Second quarter, 10:50 left, first and 10 from the Chiefs' 23. This is a pretty good encapsulation of Alex Smith's and the Chiefs' problems. Sort of looks downfield, but is very excited to check down, and it may have even been the right decision. Charles' timing may have been thrown off by Ben Grubbs running into him, but he still had about 10 yards of open field in front of him.
Would've been nice to see how that worked out, but Smith threw an awful, uncatchable ball on what should have been a very easy completion. This is the worst of Smith: when he can't even make the simple plays we're always told to appreciate more.
Second quarter, 6:35 left, second and 10 from the Bears' 31. Jamaal Charles in the open field. Look at the cut. Holy crap. Leaves Shea Mcclellan and Kyle Fuller grasping at a ghost. And then the acceleration to get around a very good downfield block by Frankie Hammond. An average running back gets eight yards here. A good one gets maybe 15. Charles got 26. I am sad.
OK, one more angle:
Second quarter, 4:58 left, third and 5 from the Chiefs' 38. I do not know the play call, and the angle here does not show what Smith sees or doesn't see downfield. But there is a full four seconds for Smith to get the ball away here, and 4.9 seconds before he's sacked. The offensive line isn't good. But not all sacks are created equal.
Fourth quarter, 8:45 left, second and 6 from the Chiefs' 48. Donald Stephenson gets blow'd by, and Knile Davis gets blow'd up. I think Jamaal Charles would've somehow gained nine yards here. I am sad.
Fourth quarter, 3:11 left, third and 6 from the Chiefs' 22. This is insane by Jay Cutler.
One more angle:
Fourth quarter, 1:03 left, third and 10 from the Chiefs' 37. If this is actually, seriously, for real pass interference, then I don't know how you're supposed to play defense.

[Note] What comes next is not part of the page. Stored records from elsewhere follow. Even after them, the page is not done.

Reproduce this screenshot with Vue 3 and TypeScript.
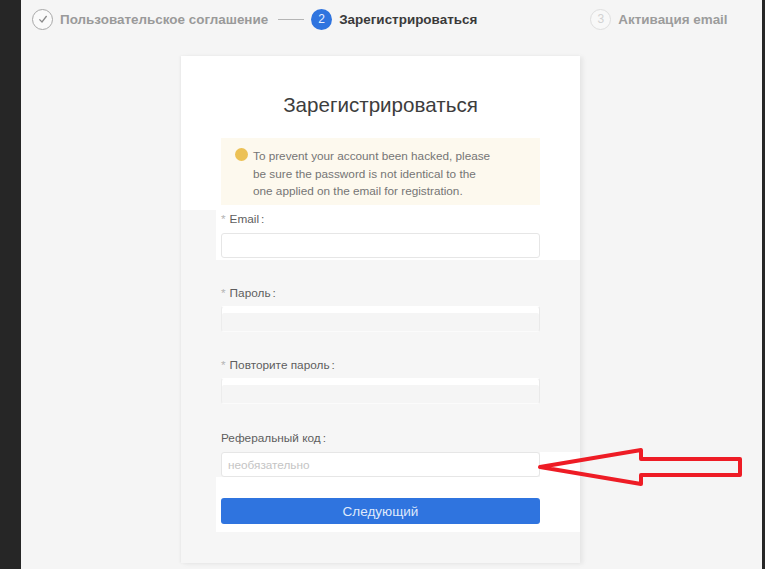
<script setup lang="ts">
const steps = [
  { key: 'done', text: 'Пользовательское соглашение' },
  { key: 'active', text: 'Зарегистрироваться', mark: '2' },
  { key: 'todo', text: 'Активация email', mark: '3' },
]
const notice = ['To prevent your account been hacked, please', 'be sure the password is not identical to the', 'one applied on the email for registration.']
</script>

<template>
  <div class="screen">
    <div class="page">
      <header class="steps">
        <div class="step done">
          <span class="circle">
            <svg width="12" height="12" viewBox="0 0 12 12"><path d="M2.4 6.4 5 9l4.6-6" fill="none" stroke="#8a8a8a" stroke-width="1.3" /></svg>
          </span>
          <span class="step-text">{{ steps[0].text }}</span>
        </div>
        <span class="line"></span>
        <div class="step active">
          <span class="circle">{{ steps[1].mark }}</span>
          <span class="step-text">{{ steps[1].text }}</span>
        </div>
        <div class="step todo">
          <span class="circle">{{ steps[2].mark }}</span>
          <span class="step-text">{{ steps[2].text }}</span>
        </div>
      </header>

      <main class="card">
        <section class="top">
          <h1>Зарегистрироваться</h1>
          <div class="notice">
            <span class="dot"></span>
            <p><span v-for="l in notice" :key="l" class="nline">{{ l }}</span></p>
          </div>
        </section>
        <section class="email-band">
          <div class="email-inner">
            <label class="label"><i>*</i>Email<b>:</b></label>
            <input class="input white" type="text" />
          </div>
        </section>
        <section class="gray-band">
          <label class="label pw"><i>*</i>Пароль<b>:</b></label>
          <input class="input tall" type="text" />
          <label class="label second"><i>*</i>Повторите пароль<b>:</b></label>
          <input class="input tall" type="text" />
          <label class="label third">Реферальный код<b>:</b></label>
          <div class="ref-row">
            <input class="input white" type="text" placeholder="необязательно" />
            <span class="ref-side"></span>
            <svg class="arrow" width="206" height="40" viewBox="0 0 206 40">
              <path d="M2 20 L103 3 L103 12 L202 12 L202 28 L103 28 L103 37 Z" fill="none" stroke="#ee1c25" stroke-width="4" stroke-linejoin="round" />
            </svg>
          </div>
        </section>
        <section class="button-band">
          <button type="button" class="next">Следующий</button>
        </section>
      </main>
    </div>
  </div>
</template>

<style>
body { margin: 0; background: #262626; }
</style>

<style scoped>
.screen {
  width: 765px;
  height: 569px;
  overflow: hidden;
  background: #262626;
  font-family: "Liberation Sans", Arial, sans-serif;
}
.page {
  width: 741px;
  height: 569px;
  margin-left: 21px;
  background: #f5f5f5;
  overflow: hidden;
}
.steps {
  display: flex;
  align-items: center;
  height: 38px;
  padding-left: 11px;
  font-size: 13.45px;
  font-weight: 700;
}
.step { display: flex; align-items: center; gap: 7px; }
.circle {
  width: 21px;
  height: 21px;
  box-sizing: border-box;
  border-radius: 50%;
  display: flex;
  align-items: center;
  justify-content: center;
  font-size: 12px;
  font-weight: 400;
}
.done .circle { border: 1px solid #a8a8a8; background: #fafafa; }
.done .step-text { color: #9a9a9a; }
.line { width: 26px; height: 1px; background: #b5b5b5; margin: 0 7px 0 10px; }
.active .circle { background: #2f74df; color: #e8f0ff; }
.active .step-text { color: #3a3a3a; }
.todo { margin-left: 113px; }
.todo .circle { border: 1px solid #dedede; color: #d2d2d2; background: #f8f8f8; }
.todo .step-text { color: #9c9c9c; }

.card {
  width: 399px;
  height: 507px;
  margin: 18px 0 0 160px;
  background: #f6f6f6;
  box-shadow: 3px 1px 4px #e6e6e6, -1px 0 2px #e9e9e9;
}
.top { background: #fff; height: 154px; padding: 36px 40px 0; box-sizing: border-box; }
h1 {
  margin: 0 0 20px;
  font-size: 20.6px;
  line-height: 26px;
  font-weight: 400;
  color: #3d3d3d;
  text-align: center;
}
.notice {
  display: flex;
  background: #fdf9ee;
  width: 319px;
  height: 67px;
  box-sizing: border-box;
  padding: 9px 14px;
  gap: 5px;
}
.dot { width: 13px; height: 13px; margin-top: 1px; border-radius: 50%; background: #ecc155; flex: none; }
p { margin: 0; font-size: 11.75px; line-height: 17.5px; color: #757575; }
.nline { display: block; white-space: nowrap; }

.email-band { height: 50px; padding-left: 35px; }
.email-inner { background: #fff; height: 50px; padding: 2px 0 0 5px; box-sizing: border-box; }
.label { display: block; font-size: 11.8px; line-height: 14px; color: #5e5e5e; white-space: nowrap; }
.label i { font-style: normal; color: #b5b5b5; margin-right: 4px; }
.label b { font-weight: 400; margin-left: 2px; }
.email-inner .label { margin-bottom: 7px; }
.input {
  display: block;
  width: 319px;
  height: 25px;
  box-sizing: border-box;
  border: 1px solid #ececec;
  border-radius: 3px;
  outline: none;
  padding: 0 6px;
  font: 11.75px "Liberation Sans", Arial, sans-serif;
}
.tall {
  height: 26px;
  background: #f5f5f5;
  border-color: #fff #e9e9e9 #fbfbfb #ececec;
  box-shadow: inset 0 6px 0 #fff;
}
.white { background: #fff; border-color: #e6e6e6; }
.input::placeholder { color: #c4c4c4; }

.gray-band { height: 217px; box-sizing: border-box; padding: 26px 0 0 40px; }
.pw { margin-bottom: 6px; }
.second { margin-top: 26px; margin-bottom: 6px; }
.third { margin-top: 27px; margin-bottom: 7px; }
.ref-row { position: relative; display: flex; }
.ref-side { flex: 1; height: 25px; width: 40px; background: #fff; }
.arrow { position: absolute; left: 317px; top: -5px; }
.button-band { background: #fff; height: 55px; margin-left: 35px; padding: 21px 0 0 5px; box-sizing: border-box; }
.next {
  display: block;
  width: 319px;
  height: 26px;
  border: 0;
  border-radius: 3px;
  background: #2f74df;
  color: #dfe9fb;
  font: 13.5px "Liberation Sans", Arial, sans-serif;
}
</style>
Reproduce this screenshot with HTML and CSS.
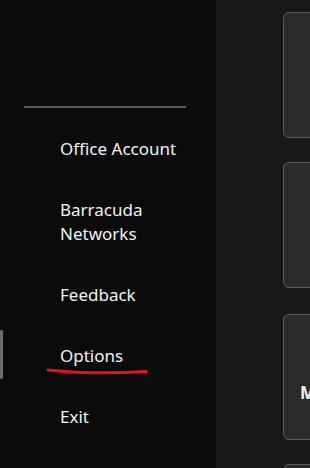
FILE: index.html
```html
<!DOCTYPE html>
<html lang="en">
<head>
    <meta charset="UTF-8">
    <meta name="viewport" content="width=device-width, initial-scale=1.0">
    <title>Options</title>
    <link rel="stylesheet" href="styles.css">
</head>
<body>
    <div class="sidebar">
        <div class="divider"></div>
        <ul class="menu">
            <li class="menu-item">Office Account</li>
            <li class="menu-item">Barracuda<br>Networks</li>
            <li class="menu-item">Feedback</li>
            <li class="menu-item active">
                <span class="indicator"></span>
                Options
                <svg class="scribble" width="104" height="12" viewBox="0 0 104 12">
                    <path d="M2 3 C 25 5.5, 60 7, 100 4.5" fill="none" stroke="#e3161b" stroke-width="3" stroke-linecap="round"/>
                </svg>
            </li>
            <li class="menu-item">Exit</li>
        </ul>
    </div>

    <div class="main">
        <div class="card"></div>
        <div class="card"></div>
        <div class="card card-gap"><span class="card-label">M</span></div>
        <div class="card"></div>
    </div>
</body>
</html>
```

FILE: styles.css
```css
html, body {
    margin: 0;
    padding: 0;
    height: 100%;
}
body {
    display: flex;
    font-family: "Noto Sans", "Open Sans", sans-serif;
    background-color: #171717;
    color: #f2f2f2;
    overflow: hidden;
}
.sidebar {
    width: 216px;
    flex-shrink: 0;
    background-color: #0b0b0b;
    padding-top: 106px;
}
.divider {
    margin-left: 24px;
    width: 162px;
    height: 2px;
    background-color: #5c5c5c;
}
.menu {
    list-style: none;
    margin: 12px 0 0 0;
    padding: 0;
}
.menu-item {
    position: relative;
    padding: 17px 0 20px 60px;
    font-size: 17px;
    line-height: 24px;
}
.indicator {
    position: absolute;
    left: 0;
    top: 3px;
    width: 3px;
    height: 49px;
    border-radius: 1px;
    background-color: #6b6b6b;
}
.scribble {
    position: absolute;
    left: 46px;
    top: 40px;
}
.main {
    flex: 1;
    padding-top: 12px;
    padding-left: 67px;
    overflow: hidden;
}
.card {
    width: 200px;
    height: 124px;
    margin-bottom: 24px;
    background-color: #2b2b2b;
    border: 1px solid #5a5a5a;
    border-radius: 6px;
}
.card-gap {
    margin-top: 26px;
}
.card-label {
    display: block;
    padding: 66px 0 0 16px;
    font-size: 17px;
    font-weight: bold;
    line-height: 24px;
}
```
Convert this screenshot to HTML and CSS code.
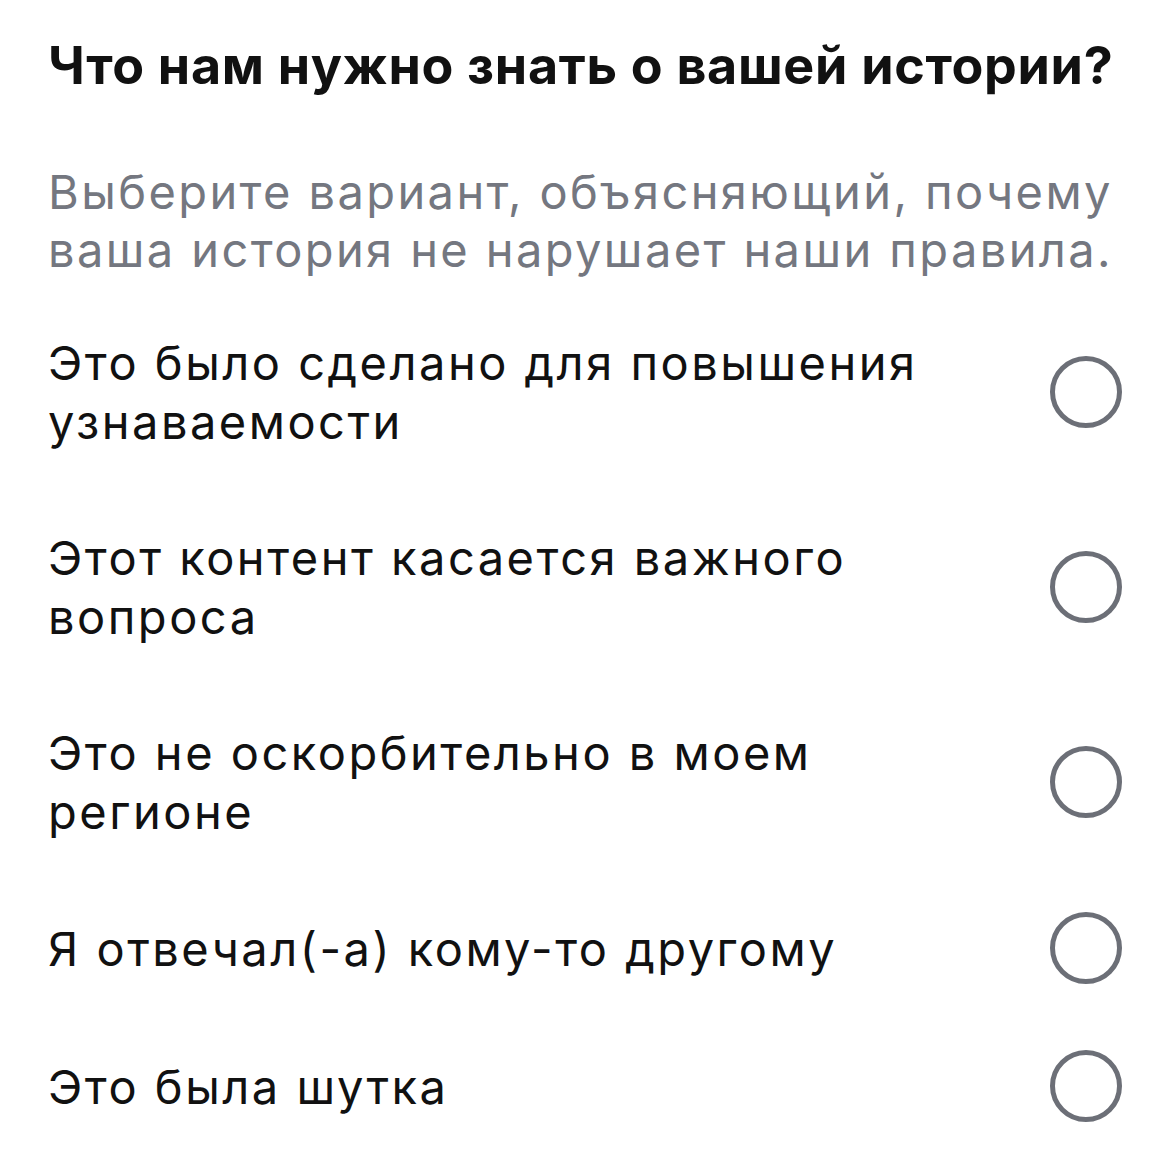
FILE: index.html
```html
<!DOCTYPE html>
<html lang="ru">
<head>
    <meta charset="UTF-8">
    <meta name="viewport" content="width=device-width, initial-scale=1.0">
    <title>Пожаловаться</title>
    <link rel="stylesheet" href="styles.css">
</head>
<body>
    <div class="appeal-container">
        <h1>Что нам нужно знать о вашей истории?</h1>
        <p class="subtitle">Выберите вариант, объясняющий, почему ваша история не нарушает наши правила.</p>

        <div class="options">
            <label class="option">
                <span class="option-text">Это было сделано для повышения узнаваемости</span>
                <input type="radio" name="reason">
                <span class="radio"></span>
            </label>
            <label class="option">
                <span class="option-text">Этот контент касается важного вопроса</span>
                <input type="radio" name="reason">
                <span class="radio"></span>
            </label>
            <label class="option">
                <span class="option-text">Это не оскорбительно в моем регионе</span>
                <input type="radio" name="reason">
                <span class="radio"></span>
            </label>
            <label class="option">
                <span class="option-text">Я отвечал(-а) кому-то другому</span>
                <input type="radio" name="reason">
                <span class="radio"></span>
            </label>
            <label class="option">
                <span class="option-text">Это была шутка</span>
                <input type="radio" name="reason">
                <span class="radio"></span>
            </label>
        </div>
    </div>
</body>
</html>
```

FILE: styles.css
```css
body {
    font-family: Inter, Roboto, "Noto Sans", Arial, sans-serif;
    margin: 0;
    background-color: #fff;
    color: #111;
}

.appeal-container {
    padding: 35px 48px 0 48px;
}

.appeal-container h1 {
    font-size: 52px;
    font-weight: 700;
    line-height: 62px;
    letter-spacing: 0.7px;
    margin: 0 0 66px 0;
    color: #111;
}

.subtitle {
    font-size: 47px;
    line-height: 58px;
    letter-spacing: 2.4px;
    color: #747780;
    margin: 0 0 15px 0;
}

.options {
    display: flex;
    flex-direction: column;
}

.option {
    display: flex;
    align-items: center;
    justify-content: space-between;
    gap: 60px;
    padding: 33px 0;
    cursor: pointer;
}

.option-text {
    flex: 1;
    padding: 5.5px 0;
    font-size: 47px;
    line-height: 59px;
    letter-spacing: 2.5px;
    color: #111;
}

.option input {
    display: none;
}

.radio {
    width: 62px;
    height: 62px;
    border: 5px solid #6c6f77;
    border-radius: 50%;
    flex-shrink: 0;
}

.option input:checked + .radio {
    border-color: #0095f6;
}
```
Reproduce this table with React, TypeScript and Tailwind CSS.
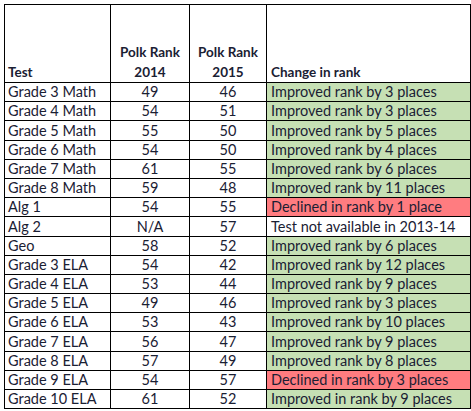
import React from 'react';

type Row = { test: string; r2014: string; r2015: string; change: string; tone: 'up' | 'down' | 'none' };

const ROWS: Row[] = [
  { test: 'Grade 3 Math', r2014: '49', r2015: '46', change: 'Improved rank by 3 places', tone: 'up' },
  { test: 'Grade 4 Math', r2014: '54', r2015: '51', change: 'Improved rank by 3 places', tone: 'up' },
  { test: 'Grade 5 Math', r2014: '55', r2015: '50', change: 'Improved rank by 5 places', tone: 'up' },
  { test: 'Grade 6 Math', r2014: '54', r2015: '50', change: 'Improved rank by 4 places', tone: 'up' },
  { test: 'Grade 7 Math', r2014: '61', r2015: '55', change: 'Improved rank by 6 places', tone: 'up' },
  { test: 'Grade 8 Math', r2014: '59', r2015: '48', change: 'Improved rank by 11 places', tone: 'up' },
  { test: 'Alg 1', r2014: '54', r2015: '55', change: 'Declined in rank by 1 place', tone: 'down' },
  { test: 'Alg 2', r2014: 'N/A', r2015: '57', change: 'Test not available in 2013-14', tone: 'none' },
  { test: 'Geo', r2014: '58', r2015: '52', change: 'Improved rank by 6 places', tone: 'up' },
  { test: 'Grade 3 ELA', r2014: '54', r2015: '42', change: 'Improved rank by 12 places', tone: 'up' },
  { test: 'Grade 4 ELA', r2014: '53', r2015: '44', change: 'Improved rank by 9 places', tone: 'up' },
  { test: 'Grade 5 ELA', r2014: '49', r2015: '46', change: 'Improved rank by 3 places', tone: 'up' },
  { test: 'Grade 6 ELA', r2014: '53', r2015: '43', change: 'Improved rank by 10 places', tone: 'up' },
  { test: 'Grade 7 ELA', r2014: '56', r2015: '47', change: 'Improved rank by 9 places', tone: 'up' },
  { test: 'Grade 8 ELA', r2014: '57', r2015: '49', change: 'Improved rank by 8 places', tone: 'up' },
  { test: 'Grade 9 ELA', r2014: '54', r2015: '57', change: 'Declined in rank by 3 places', tone: 'down' },
  { test: 'Grade 10 ELA', r2014: '61', r2015: '52', change: 'Improved in rank by 9 places', tone: 'up' },
];

const toneClass = {
  up: 'bg-[#c6e0b4]',
  down: 'bg-[#ff7c80]',
  none: 'bg-white',
};

const App: React.FC = () => {
  return (
    <div className="min-h-screen bg-white pl-[4px] pt-[4px] font-['Lato',sans-serif] text-[14.5px] text-[#1a2033]">
      <table className="w-[466px] table-fixed border-collapse border border-black">
        <colgroup>
          <col className="w-[106px]" />
          <col className="w-[79px]" />
          <col className="w-[77px]" />
          <col className="w-[204px]" />
        </colgroup>
        <thead>
          {/* header cells sit at the bottom, like the spreadsheet */}
          <tr className="h-[78px] align-bottom text-[13.5px] font-bold leading-[20px]">
            <th className="border border-black px-[3px] text-left">Test</th>
            <th className="border border-black text-center">
              Polk Rank
              <br />
              2014
            </th>
            <th className="border border-black text-center">
              Polk Rank
              <br />
              2015
            </th>
            <th className="border border-black px-[4px] text-left">Change in rank</th>
          </tr>
        </thead>
        <tbody>
          {ROWS.map((row) => (
            <tr key={row.test} className="h-[19.2px] leading-[18px]">
              <td className="border border-black px-[3px] align-bottom">{row.test}</td>
              <td className="border border-black text-center align-bottom">{row.r2014}</td>
              <td className="border border-black text-center align-bottom">{row.r2015}</td>
              <td className={`border border-black px-[4px] align-bottom ${toneClass[row.tone]}`}>{row.change}</td>
            </tr>
          ))}
        </tbody>
      </table>
    </div>
  );
};

export default App;
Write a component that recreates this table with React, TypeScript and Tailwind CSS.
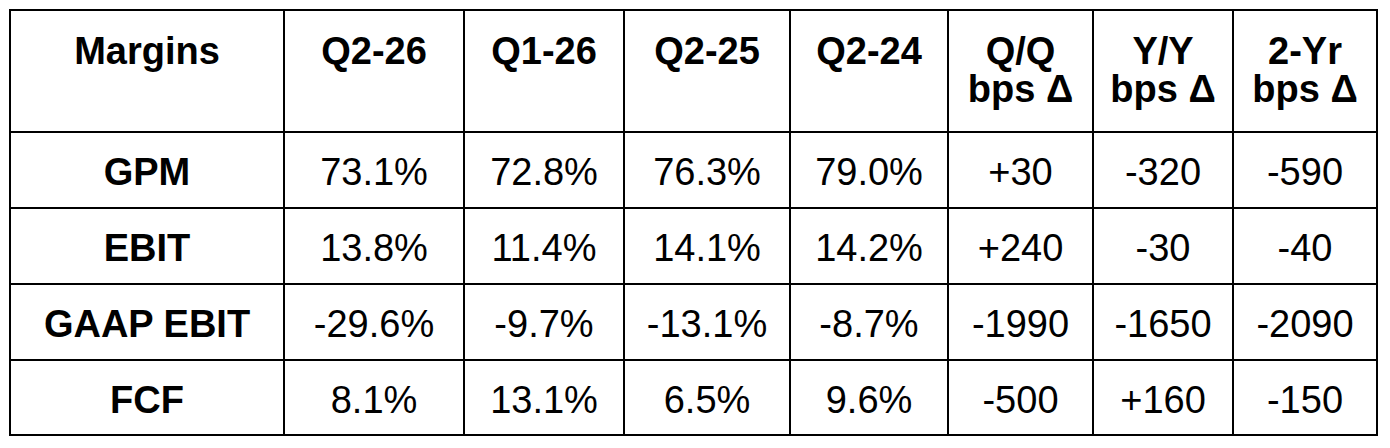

Fourth quarter, 0:02 left, 66-yard field goal attempt. This was a terrible decision. After the game, Andy Reid justified this by saying Santos hit from this deep in practice. But Santos said that was with the wind. This was against it. The ball barely crossed the goal line, and was wide right. Santos never had a chance. This was a bad decision, putting a player in an impossible spot, and one that the team should've never been in anyway. You know, you could do much worse than this for a complete illustration of the 2015 Chiefs so far.